• REQUIRED WORK:
Extract each line holding the word "TypeScript" from the entries.

--- Begin DATA SHOWN ---

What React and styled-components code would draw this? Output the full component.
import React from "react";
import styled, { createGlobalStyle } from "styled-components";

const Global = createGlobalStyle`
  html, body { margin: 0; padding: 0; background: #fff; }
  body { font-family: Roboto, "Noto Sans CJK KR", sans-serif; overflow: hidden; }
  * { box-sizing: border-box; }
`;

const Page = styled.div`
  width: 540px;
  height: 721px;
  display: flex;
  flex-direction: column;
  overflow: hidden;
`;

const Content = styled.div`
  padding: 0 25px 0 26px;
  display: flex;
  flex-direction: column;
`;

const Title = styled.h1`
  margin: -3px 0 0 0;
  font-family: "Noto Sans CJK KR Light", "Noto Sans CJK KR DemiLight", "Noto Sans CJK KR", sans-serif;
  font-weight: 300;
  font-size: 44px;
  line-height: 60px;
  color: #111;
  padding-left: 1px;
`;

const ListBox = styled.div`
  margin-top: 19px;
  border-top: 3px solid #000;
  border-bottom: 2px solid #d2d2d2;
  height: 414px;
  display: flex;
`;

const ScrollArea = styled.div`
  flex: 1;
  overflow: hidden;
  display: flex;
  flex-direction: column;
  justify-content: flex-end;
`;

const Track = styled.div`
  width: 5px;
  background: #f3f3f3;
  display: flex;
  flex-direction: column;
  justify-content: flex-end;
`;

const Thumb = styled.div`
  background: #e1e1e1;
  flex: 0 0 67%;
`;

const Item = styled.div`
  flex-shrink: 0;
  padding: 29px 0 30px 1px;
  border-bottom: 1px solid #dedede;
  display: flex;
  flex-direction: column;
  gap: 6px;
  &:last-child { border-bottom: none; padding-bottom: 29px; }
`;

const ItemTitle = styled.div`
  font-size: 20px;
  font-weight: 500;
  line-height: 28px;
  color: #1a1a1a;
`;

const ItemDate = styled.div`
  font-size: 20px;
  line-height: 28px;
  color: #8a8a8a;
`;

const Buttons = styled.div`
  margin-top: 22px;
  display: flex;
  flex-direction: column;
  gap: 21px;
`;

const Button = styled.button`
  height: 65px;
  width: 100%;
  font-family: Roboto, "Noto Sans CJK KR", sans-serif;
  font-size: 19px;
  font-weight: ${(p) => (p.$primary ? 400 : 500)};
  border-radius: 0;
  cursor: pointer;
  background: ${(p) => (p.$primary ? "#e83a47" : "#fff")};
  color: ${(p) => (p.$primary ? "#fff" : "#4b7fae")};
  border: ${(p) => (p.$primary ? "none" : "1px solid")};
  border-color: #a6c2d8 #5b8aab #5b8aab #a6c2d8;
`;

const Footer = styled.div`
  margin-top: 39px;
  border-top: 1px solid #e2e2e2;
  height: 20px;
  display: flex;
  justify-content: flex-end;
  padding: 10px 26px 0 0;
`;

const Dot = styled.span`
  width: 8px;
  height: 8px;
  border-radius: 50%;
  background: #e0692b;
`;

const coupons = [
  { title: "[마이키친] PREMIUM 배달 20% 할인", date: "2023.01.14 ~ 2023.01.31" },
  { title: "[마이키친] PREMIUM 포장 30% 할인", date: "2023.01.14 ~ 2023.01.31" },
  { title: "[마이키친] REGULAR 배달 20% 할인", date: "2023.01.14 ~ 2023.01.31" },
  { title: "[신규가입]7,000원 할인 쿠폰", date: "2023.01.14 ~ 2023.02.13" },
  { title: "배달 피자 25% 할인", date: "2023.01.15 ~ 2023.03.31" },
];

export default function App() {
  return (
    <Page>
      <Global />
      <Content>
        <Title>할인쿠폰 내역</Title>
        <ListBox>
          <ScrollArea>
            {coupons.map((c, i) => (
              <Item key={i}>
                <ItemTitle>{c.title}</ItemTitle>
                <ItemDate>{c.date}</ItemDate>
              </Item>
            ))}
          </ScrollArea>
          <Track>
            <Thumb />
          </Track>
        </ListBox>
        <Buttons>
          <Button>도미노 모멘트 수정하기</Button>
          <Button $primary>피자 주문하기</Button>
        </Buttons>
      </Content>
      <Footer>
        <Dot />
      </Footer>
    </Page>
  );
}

--- End DATA SHOWN ---
--- Begin DATA SHOWN ---

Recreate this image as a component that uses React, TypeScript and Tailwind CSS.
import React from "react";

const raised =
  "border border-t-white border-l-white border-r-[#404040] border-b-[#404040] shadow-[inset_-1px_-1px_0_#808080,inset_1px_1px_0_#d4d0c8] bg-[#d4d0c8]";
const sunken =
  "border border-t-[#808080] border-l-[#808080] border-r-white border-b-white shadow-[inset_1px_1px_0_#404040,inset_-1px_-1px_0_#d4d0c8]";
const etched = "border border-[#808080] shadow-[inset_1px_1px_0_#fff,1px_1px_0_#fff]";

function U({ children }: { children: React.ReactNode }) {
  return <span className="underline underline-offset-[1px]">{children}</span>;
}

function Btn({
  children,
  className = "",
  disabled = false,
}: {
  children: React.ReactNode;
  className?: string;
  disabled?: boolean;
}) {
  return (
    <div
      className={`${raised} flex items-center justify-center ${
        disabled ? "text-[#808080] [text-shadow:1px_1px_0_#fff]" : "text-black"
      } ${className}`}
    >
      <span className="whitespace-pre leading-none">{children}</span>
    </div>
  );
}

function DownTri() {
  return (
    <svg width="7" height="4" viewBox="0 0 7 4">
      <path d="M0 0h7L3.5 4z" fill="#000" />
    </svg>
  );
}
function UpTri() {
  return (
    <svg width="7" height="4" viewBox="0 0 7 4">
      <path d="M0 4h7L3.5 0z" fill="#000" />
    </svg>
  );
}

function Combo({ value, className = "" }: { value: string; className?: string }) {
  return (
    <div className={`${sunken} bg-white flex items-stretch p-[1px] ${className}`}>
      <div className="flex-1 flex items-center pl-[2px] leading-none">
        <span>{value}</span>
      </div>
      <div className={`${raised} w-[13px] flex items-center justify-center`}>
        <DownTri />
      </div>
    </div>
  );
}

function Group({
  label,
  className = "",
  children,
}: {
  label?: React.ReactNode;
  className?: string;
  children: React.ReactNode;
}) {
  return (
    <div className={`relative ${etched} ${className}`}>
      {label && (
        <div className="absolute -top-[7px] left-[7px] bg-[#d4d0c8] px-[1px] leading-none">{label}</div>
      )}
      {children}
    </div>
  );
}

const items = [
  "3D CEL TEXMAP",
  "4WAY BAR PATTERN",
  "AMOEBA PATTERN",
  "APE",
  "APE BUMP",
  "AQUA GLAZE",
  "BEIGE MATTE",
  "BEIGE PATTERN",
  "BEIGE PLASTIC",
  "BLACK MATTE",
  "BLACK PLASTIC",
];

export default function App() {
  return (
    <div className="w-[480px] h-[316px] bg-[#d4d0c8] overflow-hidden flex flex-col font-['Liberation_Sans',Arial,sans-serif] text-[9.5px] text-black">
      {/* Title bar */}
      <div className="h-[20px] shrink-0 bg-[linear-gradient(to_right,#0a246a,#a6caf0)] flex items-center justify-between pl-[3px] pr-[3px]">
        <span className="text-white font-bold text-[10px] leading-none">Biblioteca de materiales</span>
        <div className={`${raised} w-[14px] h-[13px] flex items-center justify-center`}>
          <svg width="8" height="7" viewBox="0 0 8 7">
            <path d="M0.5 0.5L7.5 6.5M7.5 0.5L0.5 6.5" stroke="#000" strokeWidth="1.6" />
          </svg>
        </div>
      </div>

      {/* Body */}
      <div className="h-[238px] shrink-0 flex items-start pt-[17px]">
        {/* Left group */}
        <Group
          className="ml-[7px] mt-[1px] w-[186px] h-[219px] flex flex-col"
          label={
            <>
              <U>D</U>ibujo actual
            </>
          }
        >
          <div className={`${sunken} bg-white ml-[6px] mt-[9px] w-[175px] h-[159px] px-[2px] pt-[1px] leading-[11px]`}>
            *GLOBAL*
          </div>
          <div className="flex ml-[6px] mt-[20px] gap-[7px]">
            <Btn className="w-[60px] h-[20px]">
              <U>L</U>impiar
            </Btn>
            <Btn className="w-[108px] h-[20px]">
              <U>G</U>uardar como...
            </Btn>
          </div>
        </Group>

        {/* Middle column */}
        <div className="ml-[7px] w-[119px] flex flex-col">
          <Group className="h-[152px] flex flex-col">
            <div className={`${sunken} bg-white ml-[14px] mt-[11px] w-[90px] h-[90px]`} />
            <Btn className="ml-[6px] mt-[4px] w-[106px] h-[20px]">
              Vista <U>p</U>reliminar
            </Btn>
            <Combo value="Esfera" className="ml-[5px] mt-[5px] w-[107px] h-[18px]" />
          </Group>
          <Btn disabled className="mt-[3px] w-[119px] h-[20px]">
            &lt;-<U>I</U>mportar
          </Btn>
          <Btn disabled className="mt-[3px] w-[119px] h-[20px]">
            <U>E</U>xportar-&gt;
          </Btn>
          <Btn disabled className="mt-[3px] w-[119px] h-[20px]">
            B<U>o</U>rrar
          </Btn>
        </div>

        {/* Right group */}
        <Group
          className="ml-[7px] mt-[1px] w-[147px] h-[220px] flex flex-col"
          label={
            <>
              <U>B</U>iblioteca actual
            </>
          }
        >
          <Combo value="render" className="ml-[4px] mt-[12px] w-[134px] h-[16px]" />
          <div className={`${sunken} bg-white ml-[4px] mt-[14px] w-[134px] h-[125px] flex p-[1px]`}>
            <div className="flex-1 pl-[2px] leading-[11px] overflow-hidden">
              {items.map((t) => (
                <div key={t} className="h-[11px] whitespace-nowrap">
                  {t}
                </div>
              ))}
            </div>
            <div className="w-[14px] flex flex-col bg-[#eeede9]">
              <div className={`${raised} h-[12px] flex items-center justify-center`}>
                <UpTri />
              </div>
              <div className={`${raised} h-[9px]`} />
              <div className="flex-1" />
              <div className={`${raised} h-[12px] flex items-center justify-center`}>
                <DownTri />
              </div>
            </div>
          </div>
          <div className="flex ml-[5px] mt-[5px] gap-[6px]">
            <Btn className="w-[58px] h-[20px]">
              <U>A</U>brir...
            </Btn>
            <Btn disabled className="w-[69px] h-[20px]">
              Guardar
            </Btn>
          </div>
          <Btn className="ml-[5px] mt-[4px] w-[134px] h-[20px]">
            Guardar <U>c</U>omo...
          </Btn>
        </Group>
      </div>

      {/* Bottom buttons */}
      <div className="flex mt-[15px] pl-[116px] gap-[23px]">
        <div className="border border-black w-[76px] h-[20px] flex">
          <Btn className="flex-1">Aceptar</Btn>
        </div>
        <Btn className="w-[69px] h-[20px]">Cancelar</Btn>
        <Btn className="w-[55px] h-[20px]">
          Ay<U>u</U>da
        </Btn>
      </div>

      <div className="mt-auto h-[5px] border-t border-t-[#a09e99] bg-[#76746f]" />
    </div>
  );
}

--- End DATA SHOWN ---
--- Begin DATA SHOWN ---

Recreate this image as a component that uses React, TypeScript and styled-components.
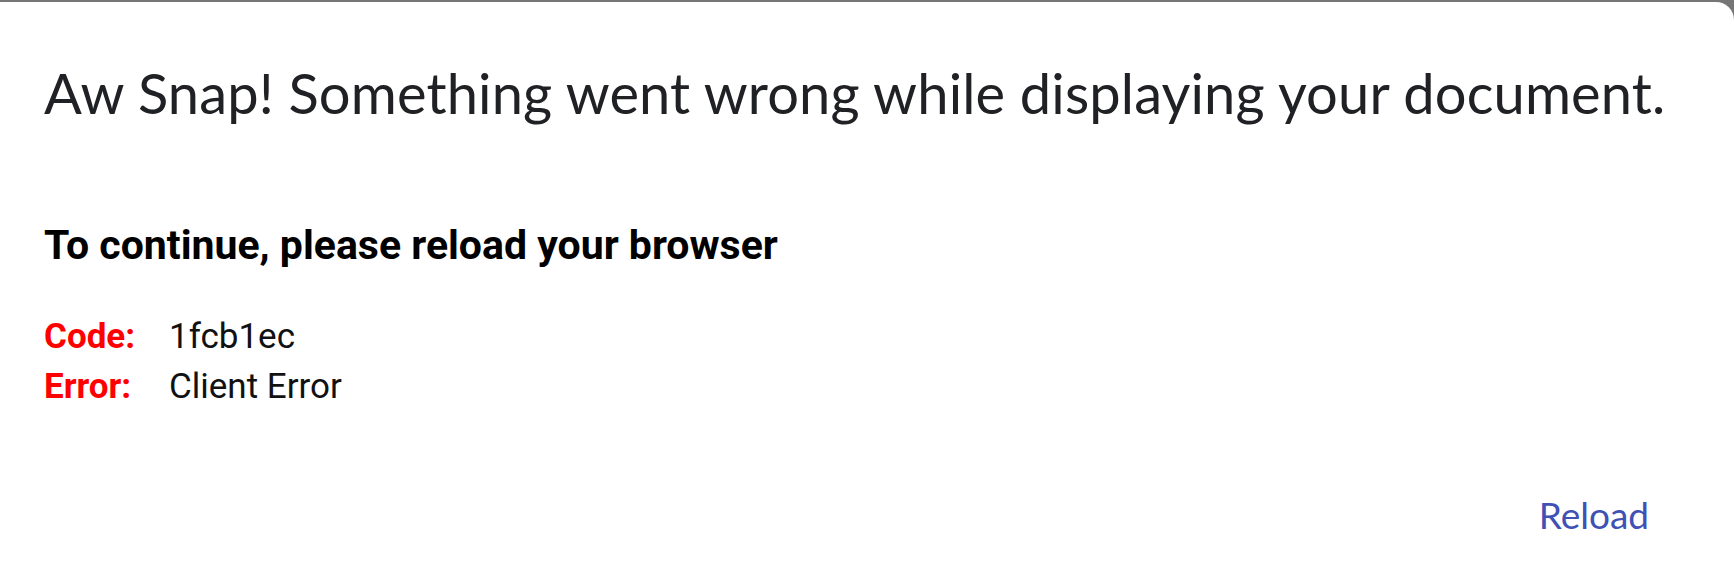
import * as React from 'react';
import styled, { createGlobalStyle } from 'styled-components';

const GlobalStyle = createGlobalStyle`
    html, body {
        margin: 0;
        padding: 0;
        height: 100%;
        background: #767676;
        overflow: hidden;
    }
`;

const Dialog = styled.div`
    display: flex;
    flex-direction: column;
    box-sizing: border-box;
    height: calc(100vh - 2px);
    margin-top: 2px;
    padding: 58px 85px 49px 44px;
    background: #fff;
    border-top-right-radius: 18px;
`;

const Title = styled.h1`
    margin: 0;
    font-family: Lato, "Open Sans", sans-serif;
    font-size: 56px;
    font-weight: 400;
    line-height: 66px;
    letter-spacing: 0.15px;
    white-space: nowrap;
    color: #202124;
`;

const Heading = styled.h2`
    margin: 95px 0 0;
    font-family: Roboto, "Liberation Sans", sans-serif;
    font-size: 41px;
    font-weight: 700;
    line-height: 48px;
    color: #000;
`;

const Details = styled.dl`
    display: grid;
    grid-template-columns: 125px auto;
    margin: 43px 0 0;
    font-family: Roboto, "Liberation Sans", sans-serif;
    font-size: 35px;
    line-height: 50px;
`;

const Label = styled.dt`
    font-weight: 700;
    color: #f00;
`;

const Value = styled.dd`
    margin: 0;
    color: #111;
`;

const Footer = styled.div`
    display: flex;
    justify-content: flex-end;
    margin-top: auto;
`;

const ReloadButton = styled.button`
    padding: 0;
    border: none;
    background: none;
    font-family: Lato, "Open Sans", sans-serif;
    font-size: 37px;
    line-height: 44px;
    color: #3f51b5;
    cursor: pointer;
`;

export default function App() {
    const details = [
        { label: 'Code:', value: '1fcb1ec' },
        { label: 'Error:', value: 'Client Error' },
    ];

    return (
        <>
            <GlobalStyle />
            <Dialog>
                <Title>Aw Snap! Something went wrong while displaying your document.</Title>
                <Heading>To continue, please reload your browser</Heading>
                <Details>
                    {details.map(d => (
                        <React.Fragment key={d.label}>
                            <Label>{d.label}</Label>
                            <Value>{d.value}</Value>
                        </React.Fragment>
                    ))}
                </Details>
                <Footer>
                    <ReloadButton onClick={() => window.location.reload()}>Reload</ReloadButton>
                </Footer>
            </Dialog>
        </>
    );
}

--- End DATA SHOWN ---

• WORKED ANSWER:
Recreate this image as a component that uses React, TypeScript and Tailwind CSS.
Recreate this image as a component that uses React, TypeScript and styled-components.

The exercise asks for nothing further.